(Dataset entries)
########################################

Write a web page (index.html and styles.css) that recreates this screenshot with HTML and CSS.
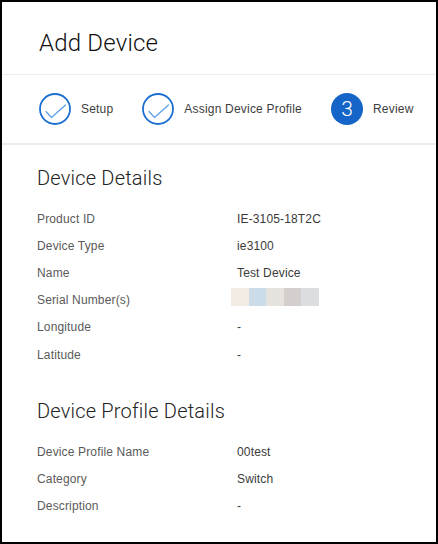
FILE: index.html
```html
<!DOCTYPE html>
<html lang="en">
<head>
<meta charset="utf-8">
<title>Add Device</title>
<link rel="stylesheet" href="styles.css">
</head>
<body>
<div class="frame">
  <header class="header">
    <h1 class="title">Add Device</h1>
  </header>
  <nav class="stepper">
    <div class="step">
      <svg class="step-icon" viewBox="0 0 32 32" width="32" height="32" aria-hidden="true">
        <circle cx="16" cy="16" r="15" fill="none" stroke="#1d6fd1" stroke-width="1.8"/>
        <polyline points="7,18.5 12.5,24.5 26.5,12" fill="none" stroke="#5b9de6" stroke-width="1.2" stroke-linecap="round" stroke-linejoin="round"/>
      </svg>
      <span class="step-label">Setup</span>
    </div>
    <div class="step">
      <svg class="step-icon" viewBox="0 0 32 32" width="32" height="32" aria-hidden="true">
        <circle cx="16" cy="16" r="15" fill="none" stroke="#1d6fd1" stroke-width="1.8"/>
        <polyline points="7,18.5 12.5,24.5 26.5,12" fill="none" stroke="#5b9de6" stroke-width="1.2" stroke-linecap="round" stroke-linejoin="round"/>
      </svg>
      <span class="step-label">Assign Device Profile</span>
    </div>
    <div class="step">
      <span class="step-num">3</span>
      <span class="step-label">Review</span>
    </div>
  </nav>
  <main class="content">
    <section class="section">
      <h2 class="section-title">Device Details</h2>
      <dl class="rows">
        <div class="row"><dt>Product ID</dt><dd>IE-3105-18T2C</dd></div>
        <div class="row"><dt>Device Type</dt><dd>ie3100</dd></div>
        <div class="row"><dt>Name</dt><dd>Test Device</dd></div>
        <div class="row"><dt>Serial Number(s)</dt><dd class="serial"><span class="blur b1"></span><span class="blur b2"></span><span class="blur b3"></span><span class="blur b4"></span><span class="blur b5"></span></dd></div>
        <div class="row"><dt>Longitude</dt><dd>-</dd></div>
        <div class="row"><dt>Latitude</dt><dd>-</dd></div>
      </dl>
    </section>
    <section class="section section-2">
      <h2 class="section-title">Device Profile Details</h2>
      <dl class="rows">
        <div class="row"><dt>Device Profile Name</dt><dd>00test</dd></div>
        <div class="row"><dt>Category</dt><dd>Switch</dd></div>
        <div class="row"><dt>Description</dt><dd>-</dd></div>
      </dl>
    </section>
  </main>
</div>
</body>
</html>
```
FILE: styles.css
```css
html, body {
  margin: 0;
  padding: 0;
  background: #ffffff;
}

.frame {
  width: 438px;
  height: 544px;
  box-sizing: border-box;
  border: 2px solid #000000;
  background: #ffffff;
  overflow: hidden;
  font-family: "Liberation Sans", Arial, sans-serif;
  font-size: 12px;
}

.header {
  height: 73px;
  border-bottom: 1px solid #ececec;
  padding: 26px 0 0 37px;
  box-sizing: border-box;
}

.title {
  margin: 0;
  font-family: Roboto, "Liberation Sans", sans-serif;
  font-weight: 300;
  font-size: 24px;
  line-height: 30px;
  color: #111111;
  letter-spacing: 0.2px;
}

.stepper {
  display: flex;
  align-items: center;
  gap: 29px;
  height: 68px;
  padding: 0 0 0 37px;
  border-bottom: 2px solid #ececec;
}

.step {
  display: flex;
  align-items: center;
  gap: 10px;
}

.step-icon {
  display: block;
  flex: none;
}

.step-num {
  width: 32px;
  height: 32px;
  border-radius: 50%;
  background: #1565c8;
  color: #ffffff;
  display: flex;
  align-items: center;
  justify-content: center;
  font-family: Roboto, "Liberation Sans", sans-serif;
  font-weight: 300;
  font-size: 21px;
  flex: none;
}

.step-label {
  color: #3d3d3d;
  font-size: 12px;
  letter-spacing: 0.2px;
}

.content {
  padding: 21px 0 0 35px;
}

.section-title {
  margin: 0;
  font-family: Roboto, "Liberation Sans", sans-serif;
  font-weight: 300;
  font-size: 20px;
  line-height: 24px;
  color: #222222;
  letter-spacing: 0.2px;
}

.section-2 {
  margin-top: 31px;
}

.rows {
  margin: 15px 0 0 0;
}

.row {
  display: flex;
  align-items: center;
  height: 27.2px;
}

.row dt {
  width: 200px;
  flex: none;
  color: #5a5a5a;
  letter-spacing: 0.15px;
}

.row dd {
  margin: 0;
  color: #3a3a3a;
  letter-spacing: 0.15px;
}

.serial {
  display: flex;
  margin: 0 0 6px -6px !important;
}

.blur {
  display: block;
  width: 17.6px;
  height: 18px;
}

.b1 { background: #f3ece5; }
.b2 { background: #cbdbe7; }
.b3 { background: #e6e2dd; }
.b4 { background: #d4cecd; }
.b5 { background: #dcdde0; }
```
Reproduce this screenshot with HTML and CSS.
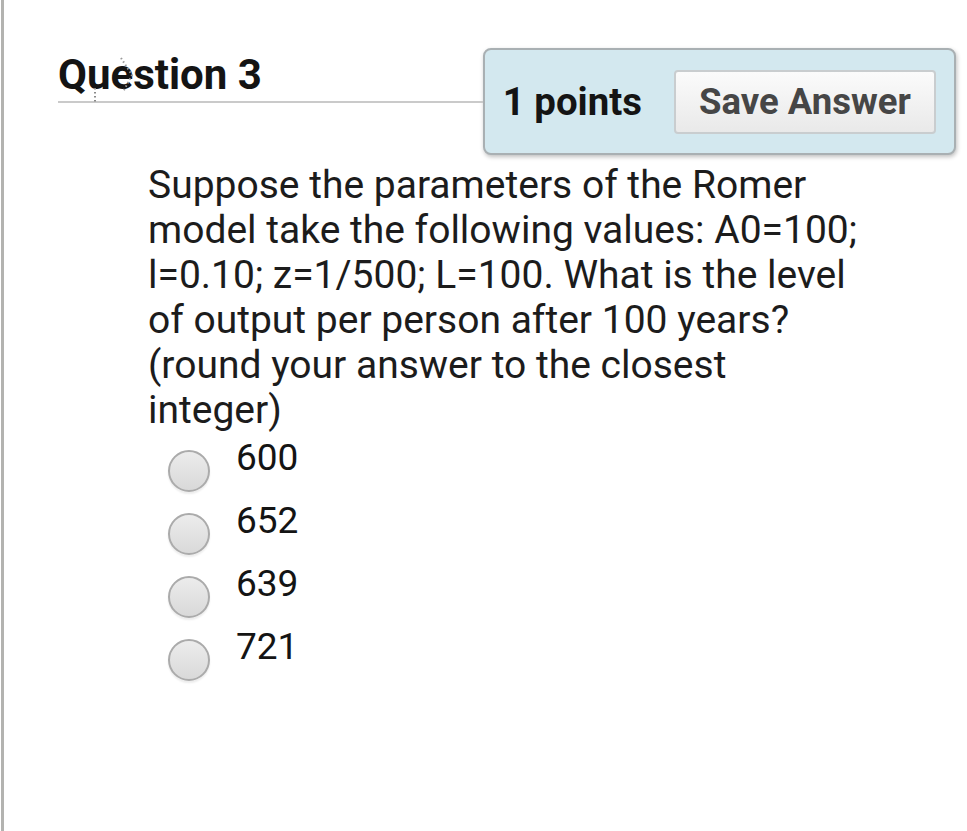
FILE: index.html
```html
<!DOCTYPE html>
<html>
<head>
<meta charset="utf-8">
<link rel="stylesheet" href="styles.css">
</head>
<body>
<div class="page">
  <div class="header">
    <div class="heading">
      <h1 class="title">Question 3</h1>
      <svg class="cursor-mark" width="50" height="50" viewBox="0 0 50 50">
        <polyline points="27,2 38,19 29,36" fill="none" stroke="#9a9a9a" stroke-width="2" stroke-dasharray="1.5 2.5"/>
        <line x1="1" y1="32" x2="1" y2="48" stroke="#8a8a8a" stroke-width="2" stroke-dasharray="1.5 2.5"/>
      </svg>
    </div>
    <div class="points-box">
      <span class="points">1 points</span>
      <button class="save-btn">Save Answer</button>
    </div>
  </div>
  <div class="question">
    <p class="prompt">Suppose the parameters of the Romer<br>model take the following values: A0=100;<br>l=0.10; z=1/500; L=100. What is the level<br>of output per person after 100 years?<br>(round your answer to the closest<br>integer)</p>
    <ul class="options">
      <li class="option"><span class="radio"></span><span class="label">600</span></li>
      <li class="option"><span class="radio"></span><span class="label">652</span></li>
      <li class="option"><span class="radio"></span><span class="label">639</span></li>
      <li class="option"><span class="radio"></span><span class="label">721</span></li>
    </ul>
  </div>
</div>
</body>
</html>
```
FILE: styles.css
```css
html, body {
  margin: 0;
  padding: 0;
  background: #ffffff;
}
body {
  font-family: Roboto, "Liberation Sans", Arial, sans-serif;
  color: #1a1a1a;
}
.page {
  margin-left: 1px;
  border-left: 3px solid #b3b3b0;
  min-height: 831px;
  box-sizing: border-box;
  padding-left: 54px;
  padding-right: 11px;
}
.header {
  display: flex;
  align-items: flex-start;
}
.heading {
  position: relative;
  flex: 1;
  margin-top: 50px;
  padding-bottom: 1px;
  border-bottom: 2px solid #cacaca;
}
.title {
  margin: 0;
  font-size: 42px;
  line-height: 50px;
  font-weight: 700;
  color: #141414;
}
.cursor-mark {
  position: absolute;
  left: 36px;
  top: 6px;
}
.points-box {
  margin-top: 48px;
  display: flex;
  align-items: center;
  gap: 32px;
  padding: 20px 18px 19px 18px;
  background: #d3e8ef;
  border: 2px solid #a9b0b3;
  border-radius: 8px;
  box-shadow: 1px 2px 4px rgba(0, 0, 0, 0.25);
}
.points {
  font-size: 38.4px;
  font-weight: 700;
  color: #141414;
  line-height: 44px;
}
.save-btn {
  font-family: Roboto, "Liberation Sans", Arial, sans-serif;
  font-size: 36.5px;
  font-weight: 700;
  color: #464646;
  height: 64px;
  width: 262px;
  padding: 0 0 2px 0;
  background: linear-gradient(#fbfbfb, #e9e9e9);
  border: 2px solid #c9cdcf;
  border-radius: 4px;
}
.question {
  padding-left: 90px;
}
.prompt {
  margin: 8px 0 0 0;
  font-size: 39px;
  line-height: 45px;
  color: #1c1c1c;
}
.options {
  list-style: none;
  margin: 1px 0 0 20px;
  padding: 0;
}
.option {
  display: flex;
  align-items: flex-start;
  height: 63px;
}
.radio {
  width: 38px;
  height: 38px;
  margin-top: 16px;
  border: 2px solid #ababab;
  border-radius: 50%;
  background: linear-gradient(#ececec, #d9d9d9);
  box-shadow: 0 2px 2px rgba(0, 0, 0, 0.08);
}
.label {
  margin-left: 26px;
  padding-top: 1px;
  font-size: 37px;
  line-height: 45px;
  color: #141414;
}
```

########################################

◆ **Written task**
Copy all lines in the listing above where the string "this" appears.

◆ **Response to the task**
Write a web page (index.html and styles.css) that recreates this screenshot with HTML and CSS.
Reproduce this screenshot with HTML and CSS.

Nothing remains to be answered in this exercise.